* Work to do *
Copy out each line of the data that holds the word "table".
──────
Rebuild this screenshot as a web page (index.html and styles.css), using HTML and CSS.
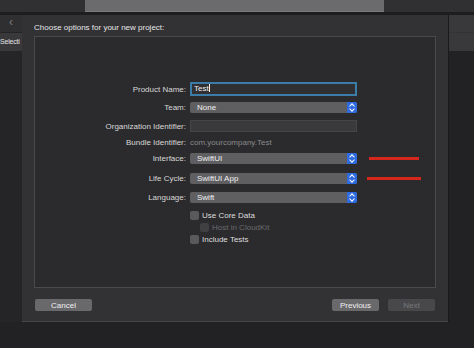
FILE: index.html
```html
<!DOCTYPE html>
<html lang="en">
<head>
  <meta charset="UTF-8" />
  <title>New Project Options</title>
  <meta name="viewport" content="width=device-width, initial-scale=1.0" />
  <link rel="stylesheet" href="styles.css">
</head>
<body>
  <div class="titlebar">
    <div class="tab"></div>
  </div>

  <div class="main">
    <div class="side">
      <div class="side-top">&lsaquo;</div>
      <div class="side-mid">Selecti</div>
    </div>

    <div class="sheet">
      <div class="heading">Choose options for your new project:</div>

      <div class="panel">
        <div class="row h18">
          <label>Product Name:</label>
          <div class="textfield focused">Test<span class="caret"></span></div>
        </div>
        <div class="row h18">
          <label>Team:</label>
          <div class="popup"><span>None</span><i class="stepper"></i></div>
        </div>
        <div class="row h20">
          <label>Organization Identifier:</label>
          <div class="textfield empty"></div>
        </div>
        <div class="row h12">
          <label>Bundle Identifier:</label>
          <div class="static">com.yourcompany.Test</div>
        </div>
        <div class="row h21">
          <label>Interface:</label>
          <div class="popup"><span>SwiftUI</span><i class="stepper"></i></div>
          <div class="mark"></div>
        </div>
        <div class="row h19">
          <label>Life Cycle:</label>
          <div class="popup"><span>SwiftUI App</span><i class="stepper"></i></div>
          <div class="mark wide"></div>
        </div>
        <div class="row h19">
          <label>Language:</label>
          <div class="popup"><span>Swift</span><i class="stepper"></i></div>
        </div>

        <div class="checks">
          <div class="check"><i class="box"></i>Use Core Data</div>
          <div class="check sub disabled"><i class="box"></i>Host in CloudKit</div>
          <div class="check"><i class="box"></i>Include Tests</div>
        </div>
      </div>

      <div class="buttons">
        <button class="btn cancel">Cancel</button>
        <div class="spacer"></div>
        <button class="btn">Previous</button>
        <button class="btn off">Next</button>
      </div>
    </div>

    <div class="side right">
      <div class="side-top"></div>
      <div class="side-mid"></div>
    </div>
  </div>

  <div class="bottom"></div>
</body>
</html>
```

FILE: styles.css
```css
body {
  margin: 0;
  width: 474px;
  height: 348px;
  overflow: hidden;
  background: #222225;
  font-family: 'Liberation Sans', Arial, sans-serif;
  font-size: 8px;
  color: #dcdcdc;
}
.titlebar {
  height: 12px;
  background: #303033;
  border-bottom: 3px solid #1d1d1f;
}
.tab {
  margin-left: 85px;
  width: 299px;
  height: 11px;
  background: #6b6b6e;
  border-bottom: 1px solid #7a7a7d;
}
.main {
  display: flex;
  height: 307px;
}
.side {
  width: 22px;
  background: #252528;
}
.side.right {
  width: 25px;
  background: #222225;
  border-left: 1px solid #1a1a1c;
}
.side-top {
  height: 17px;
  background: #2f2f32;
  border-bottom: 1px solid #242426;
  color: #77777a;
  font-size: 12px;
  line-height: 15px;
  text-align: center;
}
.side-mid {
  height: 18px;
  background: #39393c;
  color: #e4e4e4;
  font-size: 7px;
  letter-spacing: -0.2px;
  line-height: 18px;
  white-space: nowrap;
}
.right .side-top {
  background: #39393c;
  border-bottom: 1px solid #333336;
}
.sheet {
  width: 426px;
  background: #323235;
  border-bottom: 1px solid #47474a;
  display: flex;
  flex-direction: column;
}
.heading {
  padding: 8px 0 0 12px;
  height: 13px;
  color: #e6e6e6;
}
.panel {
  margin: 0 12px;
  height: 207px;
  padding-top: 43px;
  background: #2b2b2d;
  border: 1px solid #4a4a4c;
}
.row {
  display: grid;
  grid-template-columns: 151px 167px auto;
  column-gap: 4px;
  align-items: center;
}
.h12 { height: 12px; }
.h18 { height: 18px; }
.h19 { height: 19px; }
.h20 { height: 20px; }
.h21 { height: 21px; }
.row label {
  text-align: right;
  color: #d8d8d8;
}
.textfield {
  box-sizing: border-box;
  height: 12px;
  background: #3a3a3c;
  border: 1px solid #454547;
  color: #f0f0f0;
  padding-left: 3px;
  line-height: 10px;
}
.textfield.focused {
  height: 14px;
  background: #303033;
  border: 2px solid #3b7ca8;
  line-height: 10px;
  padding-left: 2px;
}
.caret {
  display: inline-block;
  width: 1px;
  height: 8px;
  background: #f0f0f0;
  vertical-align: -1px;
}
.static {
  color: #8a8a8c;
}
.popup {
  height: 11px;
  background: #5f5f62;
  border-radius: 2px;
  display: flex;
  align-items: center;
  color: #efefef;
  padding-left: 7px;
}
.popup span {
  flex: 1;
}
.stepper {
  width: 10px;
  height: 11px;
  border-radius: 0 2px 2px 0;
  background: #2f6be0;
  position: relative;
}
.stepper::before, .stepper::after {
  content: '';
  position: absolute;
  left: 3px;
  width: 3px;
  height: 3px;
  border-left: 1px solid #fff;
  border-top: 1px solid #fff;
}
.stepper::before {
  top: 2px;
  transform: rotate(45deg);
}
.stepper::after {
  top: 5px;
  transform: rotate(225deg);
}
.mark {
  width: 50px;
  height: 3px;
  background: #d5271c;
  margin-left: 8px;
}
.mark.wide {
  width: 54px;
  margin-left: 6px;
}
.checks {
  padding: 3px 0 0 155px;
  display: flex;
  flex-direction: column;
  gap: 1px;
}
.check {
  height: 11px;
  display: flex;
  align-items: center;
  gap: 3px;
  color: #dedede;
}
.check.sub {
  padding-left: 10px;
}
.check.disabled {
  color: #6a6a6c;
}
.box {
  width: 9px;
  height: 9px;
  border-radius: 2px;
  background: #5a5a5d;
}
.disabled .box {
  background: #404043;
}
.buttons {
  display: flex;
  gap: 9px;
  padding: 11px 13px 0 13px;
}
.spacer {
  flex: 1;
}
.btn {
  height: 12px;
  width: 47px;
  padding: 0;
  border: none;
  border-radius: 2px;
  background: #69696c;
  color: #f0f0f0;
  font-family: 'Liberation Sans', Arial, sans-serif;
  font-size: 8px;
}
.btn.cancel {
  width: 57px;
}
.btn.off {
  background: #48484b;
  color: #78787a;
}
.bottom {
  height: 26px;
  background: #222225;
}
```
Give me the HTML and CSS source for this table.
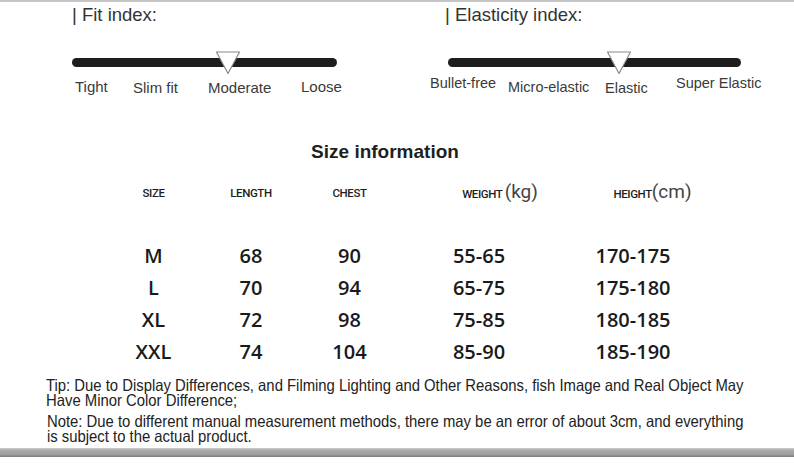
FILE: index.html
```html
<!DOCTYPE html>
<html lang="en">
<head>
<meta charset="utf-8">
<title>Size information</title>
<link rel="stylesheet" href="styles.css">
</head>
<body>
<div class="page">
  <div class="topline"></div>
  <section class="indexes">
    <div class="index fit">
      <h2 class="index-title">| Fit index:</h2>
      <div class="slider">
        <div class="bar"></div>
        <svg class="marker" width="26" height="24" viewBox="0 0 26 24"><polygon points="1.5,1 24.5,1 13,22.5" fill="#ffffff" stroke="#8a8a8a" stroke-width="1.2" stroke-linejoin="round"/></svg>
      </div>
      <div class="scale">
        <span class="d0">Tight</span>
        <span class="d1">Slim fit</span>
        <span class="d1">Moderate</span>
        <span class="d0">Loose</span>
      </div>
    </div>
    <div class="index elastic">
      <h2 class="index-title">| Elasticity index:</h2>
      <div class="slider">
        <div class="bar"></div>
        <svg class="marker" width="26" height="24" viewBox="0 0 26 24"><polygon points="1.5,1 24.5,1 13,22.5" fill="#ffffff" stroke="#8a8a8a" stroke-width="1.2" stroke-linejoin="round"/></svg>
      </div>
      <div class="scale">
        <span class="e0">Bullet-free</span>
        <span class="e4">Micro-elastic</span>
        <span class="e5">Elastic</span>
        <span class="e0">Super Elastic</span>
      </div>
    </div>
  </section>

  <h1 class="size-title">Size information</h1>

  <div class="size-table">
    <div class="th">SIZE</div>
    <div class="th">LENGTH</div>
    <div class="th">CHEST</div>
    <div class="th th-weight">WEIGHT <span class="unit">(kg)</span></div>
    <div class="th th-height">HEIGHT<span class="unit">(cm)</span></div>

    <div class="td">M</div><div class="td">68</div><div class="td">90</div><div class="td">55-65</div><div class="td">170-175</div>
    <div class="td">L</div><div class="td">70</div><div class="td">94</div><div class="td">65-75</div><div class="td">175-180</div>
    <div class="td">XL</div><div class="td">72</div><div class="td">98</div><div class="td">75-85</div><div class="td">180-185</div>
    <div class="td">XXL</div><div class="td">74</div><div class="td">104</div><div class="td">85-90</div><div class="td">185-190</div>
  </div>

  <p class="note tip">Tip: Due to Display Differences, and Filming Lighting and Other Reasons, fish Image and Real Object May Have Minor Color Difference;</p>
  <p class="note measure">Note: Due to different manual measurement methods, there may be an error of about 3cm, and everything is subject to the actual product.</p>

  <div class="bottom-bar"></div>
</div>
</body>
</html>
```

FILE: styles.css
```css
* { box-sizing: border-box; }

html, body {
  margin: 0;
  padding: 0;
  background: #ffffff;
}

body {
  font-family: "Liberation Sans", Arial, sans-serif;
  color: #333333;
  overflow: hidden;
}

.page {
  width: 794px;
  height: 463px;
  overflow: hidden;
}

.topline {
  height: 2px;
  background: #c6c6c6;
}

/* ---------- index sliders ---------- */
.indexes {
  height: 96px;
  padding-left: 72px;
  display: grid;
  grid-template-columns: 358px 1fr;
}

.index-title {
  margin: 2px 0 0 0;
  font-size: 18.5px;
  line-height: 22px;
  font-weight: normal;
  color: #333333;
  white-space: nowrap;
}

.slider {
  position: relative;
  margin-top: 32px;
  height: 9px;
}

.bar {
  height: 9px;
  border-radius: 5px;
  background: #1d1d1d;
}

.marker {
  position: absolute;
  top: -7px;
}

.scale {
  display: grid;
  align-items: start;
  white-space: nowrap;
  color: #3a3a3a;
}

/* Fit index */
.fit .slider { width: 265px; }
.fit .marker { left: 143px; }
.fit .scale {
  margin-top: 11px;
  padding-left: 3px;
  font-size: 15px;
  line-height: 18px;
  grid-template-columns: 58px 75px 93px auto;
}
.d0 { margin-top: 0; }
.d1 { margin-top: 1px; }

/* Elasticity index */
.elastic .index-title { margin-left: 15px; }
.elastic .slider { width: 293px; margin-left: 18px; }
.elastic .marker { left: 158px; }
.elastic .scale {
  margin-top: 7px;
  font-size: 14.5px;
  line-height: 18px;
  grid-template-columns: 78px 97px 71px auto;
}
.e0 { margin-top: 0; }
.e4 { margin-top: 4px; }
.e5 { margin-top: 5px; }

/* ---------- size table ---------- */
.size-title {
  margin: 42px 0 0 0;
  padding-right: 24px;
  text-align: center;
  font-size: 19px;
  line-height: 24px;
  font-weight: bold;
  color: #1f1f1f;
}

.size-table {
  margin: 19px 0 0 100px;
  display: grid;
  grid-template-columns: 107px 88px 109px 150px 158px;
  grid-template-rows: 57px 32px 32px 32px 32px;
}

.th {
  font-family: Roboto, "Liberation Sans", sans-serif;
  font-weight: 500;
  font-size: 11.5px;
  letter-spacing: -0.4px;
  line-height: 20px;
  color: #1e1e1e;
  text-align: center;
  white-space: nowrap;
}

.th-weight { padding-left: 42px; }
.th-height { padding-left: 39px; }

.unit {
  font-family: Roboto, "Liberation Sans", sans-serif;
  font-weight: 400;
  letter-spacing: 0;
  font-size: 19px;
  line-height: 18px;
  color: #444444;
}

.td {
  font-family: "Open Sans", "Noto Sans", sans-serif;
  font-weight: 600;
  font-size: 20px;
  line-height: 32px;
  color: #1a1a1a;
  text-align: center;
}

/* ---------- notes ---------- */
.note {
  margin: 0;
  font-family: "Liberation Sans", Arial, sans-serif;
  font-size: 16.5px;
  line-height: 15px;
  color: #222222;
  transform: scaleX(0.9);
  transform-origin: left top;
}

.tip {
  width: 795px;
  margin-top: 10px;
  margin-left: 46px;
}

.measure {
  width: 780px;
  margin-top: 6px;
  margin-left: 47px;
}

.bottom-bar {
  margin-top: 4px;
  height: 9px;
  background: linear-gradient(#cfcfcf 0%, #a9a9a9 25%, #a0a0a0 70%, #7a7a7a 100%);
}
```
──────
* Result *
Give me the HTML and CSS source for this table.
  <div class="size-table">
/* ---------- size table ---------- */
.size-table {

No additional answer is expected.